PROBLEM REQUIREMENTS
In the material below, identify each line bearing the word "components". Reproduce those lines.

DATA SHOWN
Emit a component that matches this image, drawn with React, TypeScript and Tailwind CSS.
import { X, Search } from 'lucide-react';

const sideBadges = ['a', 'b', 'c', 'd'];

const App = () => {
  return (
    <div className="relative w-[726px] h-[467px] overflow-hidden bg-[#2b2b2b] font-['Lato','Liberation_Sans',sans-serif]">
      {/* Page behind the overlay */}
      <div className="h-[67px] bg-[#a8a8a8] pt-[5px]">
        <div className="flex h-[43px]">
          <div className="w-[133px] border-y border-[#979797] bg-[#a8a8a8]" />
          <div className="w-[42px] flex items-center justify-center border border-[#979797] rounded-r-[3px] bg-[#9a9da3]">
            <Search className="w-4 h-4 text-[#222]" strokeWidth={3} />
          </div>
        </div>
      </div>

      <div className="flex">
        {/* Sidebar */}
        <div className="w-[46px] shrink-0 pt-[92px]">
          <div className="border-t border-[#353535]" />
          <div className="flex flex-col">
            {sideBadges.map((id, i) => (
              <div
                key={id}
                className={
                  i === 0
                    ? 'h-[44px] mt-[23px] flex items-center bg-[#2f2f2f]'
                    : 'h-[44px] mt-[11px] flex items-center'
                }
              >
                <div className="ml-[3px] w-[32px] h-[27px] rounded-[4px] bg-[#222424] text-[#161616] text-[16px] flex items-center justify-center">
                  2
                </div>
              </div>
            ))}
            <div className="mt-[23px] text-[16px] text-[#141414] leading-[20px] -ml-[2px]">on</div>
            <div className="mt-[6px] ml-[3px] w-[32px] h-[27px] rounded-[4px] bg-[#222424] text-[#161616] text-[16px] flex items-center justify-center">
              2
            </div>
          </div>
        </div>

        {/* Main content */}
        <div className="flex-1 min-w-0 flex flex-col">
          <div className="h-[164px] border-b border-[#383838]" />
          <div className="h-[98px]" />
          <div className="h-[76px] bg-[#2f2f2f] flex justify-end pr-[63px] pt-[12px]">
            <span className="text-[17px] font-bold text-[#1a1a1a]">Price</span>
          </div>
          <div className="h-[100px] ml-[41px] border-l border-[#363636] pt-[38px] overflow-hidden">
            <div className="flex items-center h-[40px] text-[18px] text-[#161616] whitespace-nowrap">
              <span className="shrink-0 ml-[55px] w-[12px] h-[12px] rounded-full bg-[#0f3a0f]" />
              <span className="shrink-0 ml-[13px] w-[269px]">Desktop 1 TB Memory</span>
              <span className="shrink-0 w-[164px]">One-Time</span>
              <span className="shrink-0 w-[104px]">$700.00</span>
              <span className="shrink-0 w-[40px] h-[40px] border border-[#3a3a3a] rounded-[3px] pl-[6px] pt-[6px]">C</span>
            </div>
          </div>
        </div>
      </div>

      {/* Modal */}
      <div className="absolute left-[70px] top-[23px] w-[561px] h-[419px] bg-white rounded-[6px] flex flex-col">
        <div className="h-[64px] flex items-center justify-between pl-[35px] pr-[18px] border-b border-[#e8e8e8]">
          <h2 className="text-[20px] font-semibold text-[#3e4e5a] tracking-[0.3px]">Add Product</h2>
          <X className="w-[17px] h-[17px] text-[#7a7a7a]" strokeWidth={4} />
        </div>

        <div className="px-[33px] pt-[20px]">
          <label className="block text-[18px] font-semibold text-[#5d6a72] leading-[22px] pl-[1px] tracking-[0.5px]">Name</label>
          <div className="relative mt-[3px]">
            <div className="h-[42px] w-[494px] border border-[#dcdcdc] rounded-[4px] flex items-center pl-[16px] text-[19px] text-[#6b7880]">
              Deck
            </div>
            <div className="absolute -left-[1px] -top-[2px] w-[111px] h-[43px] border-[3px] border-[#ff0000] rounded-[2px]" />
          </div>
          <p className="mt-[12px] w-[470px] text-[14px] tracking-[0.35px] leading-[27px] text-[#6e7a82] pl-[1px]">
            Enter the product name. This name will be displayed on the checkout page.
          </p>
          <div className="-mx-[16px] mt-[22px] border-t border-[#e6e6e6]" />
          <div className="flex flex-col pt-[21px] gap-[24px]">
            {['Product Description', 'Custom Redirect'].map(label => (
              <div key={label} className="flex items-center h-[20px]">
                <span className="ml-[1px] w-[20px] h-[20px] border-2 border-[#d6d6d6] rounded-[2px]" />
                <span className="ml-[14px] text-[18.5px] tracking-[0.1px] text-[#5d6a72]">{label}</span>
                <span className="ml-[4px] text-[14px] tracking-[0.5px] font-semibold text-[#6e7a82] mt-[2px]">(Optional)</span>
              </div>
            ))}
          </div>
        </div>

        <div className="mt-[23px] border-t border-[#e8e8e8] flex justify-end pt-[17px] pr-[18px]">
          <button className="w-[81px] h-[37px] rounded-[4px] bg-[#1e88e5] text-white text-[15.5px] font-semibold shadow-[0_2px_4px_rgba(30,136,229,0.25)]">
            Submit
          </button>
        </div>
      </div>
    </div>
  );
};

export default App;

...

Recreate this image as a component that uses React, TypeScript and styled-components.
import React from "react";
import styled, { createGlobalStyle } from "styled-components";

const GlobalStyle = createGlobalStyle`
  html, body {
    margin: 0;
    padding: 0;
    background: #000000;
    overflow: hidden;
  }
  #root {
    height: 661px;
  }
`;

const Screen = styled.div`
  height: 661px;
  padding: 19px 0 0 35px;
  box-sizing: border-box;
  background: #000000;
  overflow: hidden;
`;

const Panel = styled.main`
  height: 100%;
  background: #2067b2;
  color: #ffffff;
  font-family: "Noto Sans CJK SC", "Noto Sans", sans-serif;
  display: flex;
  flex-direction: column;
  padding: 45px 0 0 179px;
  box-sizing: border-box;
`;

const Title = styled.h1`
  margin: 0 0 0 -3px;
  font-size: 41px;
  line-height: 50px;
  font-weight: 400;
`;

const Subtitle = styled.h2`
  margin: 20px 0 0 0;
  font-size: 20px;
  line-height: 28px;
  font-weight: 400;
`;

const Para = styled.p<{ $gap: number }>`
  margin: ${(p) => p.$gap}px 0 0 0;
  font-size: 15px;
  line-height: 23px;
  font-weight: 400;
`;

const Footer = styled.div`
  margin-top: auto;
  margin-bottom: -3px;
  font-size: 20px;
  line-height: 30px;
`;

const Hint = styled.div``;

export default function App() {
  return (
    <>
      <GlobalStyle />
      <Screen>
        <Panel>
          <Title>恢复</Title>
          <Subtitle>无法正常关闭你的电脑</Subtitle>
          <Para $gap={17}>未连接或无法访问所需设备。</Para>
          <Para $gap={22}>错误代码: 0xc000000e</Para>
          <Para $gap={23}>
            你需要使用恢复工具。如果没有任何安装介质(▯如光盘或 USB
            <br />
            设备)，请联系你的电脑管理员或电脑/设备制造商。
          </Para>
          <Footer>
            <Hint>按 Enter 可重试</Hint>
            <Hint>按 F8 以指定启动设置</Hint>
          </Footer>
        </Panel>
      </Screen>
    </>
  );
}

==

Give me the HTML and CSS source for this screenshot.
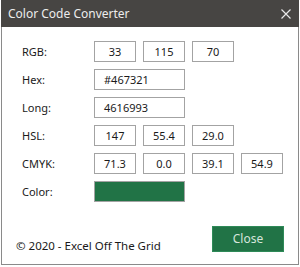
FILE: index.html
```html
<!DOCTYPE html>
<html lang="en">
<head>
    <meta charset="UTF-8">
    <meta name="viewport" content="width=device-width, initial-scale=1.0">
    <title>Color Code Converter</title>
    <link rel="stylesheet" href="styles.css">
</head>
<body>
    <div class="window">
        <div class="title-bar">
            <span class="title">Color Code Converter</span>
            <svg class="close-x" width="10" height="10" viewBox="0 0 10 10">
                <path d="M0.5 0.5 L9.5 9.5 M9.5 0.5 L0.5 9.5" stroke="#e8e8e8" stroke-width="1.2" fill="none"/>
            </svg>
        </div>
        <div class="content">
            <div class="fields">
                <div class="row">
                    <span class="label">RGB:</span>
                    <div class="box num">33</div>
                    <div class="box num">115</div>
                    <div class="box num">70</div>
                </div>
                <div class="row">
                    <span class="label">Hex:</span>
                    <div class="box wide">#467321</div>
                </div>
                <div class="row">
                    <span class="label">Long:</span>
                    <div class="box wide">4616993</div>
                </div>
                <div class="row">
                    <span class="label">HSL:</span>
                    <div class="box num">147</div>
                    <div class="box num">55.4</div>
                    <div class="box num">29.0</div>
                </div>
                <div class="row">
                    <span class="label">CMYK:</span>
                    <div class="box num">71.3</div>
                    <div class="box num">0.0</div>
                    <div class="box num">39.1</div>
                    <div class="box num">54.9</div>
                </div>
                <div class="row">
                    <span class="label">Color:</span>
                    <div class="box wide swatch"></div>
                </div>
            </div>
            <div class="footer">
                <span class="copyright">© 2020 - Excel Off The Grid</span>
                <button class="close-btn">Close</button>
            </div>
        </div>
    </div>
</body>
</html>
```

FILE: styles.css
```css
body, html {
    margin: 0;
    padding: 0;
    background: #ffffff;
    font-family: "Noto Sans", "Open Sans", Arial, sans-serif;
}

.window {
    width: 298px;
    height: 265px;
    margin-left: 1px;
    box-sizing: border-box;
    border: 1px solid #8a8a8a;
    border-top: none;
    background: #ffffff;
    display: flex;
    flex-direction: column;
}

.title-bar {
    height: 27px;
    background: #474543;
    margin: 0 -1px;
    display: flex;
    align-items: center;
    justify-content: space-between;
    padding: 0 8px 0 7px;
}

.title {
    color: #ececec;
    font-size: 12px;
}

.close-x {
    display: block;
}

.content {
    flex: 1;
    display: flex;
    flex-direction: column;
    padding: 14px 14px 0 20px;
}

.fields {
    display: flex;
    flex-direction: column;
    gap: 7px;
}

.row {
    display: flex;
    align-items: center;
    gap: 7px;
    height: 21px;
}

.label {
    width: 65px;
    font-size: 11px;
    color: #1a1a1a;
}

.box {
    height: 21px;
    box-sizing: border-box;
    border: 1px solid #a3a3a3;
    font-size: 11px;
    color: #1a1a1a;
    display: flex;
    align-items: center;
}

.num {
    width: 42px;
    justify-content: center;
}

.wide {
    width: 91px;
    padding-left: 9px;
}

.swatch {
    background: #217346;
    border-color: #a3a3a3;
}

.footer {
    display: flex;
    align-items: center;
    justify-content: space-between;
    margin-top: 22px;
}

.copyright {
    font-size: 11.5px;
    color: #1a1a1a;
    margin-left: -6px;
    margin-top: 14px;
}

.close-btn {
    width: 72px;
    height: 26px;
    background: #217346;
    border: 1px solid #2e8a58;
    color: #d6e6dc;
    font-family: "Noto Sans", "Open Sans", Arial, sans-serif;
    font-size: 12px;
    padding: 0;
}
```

RIGHT ANSWER
Recreate this image as a component that uses React, TypeScript and styled-components.
import styled, { createGlobalStyle } from "styled-components";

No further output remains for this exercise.